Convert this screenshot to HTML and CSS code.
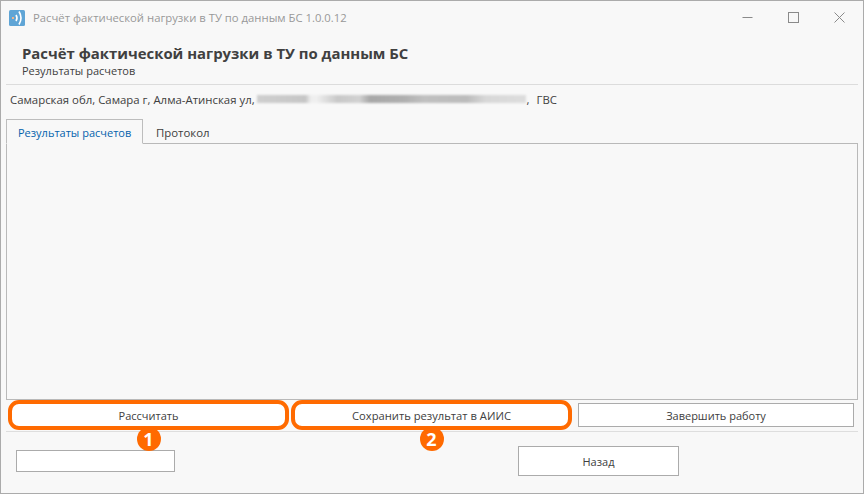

━━━━━━━━━━━━━━━━

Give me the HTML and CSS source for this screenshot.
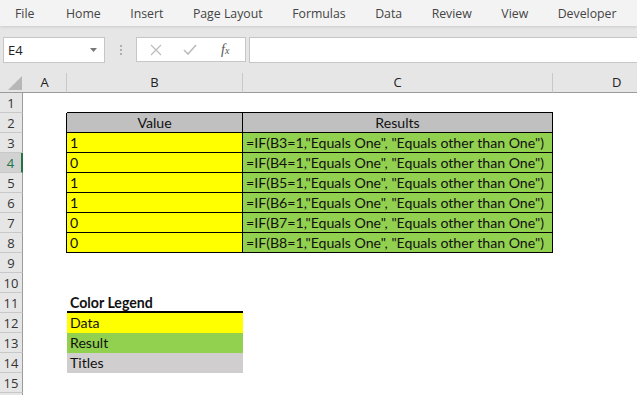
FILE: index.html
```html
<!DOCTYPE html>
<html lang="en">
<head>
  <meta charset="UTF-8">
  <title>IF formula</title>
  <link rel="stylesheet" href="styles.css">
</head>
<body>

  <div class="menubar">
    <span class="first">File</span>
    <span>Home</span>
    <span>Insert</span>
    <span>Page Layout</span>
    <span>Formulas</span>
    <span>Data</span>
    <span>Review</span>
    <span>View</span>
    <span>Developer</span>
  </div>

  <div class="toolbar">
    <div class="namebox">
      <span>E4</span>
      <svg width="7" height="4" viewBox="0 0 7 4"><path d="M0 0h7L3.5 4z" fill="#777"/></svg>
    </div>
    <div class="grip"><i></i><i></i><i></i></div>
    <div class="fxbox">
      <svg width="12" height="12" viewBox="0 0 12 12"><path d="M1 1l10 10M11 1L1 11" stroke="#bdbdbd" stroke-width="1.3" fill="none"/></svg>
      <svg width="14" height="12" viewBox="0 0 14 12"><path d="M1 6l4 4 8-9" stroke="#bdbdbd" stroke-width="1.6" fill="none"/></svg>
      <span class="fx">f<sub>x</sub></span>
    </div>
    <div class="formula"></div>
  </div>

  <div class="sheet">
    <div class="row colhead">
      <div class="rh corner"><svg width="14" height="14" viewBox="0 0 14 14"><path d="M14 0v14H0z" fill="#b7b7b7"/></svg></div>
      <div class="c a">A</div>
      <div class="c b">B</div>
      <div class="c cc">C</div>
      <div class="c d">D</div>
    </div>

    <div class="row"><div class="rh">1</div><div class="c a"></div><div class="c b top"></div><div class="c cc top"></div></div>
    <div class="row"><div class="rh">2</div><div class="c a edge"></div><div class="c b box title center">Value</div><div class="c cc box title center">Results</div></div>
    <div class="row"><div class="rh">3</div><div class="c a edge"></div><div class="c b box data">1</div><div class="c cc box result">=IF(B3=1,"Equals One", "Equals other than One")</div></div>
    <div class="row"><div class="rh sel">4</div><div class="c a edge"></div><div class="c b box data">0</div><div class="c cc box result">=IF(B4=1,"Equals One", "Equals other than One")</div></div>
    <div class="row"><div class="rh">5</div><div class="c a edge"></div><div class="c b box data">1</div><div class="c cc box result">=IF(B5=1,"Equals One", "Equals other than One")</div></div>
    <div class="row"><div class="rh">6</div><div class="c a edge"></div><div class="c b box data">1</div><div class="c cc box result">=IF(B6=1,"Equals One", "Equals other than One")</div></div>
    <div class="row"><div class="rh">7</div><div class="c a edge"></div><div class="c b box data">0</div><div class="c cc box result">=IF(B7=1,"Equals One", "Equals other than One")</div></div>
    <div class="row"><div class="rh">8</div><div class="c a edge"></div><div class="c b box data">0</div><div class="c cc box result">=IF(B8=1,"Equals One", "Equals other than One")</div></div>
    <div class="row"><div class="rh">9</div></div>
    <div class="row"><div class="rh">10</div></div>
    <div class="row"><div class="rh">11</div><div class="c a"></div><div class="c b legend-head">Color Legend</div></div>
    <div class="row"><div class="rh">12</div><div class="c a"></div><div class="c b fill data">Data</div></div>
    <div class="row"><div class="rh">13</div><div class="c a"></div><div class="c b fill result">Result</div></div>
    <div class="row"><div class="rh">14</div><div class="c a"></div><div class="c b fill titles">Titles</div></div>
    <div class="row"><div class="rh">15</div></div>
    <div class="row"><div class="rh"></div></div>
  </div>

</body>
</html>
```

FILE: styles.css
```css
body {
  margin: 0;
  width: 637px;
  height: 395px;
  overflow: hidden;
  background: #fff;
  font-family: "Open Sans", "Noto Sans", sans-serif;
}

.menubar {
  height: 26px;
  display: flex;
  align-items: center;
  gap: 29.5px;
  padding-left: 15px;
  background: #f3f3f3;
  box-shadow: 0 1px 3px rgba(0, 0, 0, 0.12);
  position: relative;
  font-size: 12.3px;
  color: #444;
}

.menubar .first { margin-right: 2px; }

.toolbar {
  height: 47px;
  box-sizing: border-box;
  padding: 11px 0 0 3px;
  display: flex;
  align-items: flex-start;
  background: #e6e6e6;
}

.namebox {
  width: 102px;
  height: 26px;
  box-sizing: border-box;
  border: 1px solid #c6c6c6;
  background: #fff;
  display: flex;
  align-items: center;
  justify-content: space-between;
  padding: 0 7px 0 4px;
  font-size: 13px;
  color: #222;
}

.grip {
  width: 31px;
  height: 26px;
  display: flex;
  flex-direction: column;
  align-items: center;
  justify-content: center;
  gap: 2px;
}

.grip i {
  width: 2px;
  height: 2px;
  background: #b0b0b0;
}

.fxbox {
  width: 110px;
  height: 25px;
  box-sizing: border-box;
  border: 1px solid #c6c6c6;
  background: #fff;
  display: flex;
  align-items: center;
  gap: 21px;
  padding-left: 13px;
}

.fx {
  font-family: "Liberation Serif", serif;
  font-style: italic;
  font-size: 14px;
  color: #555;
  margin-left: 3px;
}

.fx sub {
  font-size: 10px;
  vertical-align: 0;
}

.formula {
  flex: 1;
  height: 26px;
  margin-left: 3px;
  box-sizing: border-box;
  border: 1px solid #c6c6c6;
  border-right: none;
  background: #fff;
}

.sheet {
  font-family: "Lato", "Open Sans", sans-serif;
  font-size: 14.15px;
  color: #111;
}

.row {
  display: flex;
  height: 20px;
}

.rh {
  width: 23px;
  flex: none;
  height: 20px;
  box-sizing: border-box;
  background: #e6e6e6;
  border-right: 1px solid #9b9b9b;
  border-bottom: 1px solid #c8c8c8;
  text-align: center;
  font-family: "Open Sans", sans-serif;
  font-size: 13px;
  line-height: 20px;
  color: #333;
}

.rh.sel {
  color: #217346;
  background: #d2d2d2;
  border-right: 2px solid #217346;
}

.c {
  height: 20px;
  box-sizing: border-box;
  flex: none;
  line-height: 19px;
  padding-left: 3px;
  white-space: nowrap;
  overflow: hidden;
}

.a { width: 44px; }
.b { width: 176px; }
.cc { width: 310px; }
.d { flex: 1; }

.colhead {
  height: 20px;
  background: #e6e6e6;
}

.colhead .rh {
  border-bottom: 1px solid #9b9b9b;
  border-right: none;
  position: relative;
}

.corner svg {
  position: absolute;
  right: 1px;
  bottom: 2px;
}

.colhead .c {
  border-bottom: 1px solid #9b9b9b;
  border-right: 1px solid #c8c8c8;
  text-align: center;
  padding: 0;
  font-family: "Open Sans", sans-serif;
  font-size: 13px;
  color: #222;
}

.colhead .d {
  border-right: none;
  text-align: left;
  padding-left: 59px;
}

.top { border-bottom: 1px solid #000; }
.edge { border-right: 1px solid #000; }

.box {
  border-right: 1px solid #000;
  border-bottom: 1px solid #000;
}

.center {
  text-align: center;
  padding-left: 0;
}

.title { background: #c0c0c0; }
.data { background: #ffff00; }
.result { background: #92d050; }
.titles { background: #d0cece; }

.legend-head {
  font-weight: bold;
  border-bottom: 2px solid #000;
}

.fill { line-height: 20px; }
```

━━━━━━━━━━━━━━━━

EXERCISE INSTRUCTIONS —
Return each line where "this" shows up.

EXERCISE RESPONSE —
Convert this screenshot to HTML and CSS code.
Give me the HTML and CSS source for this screenshot.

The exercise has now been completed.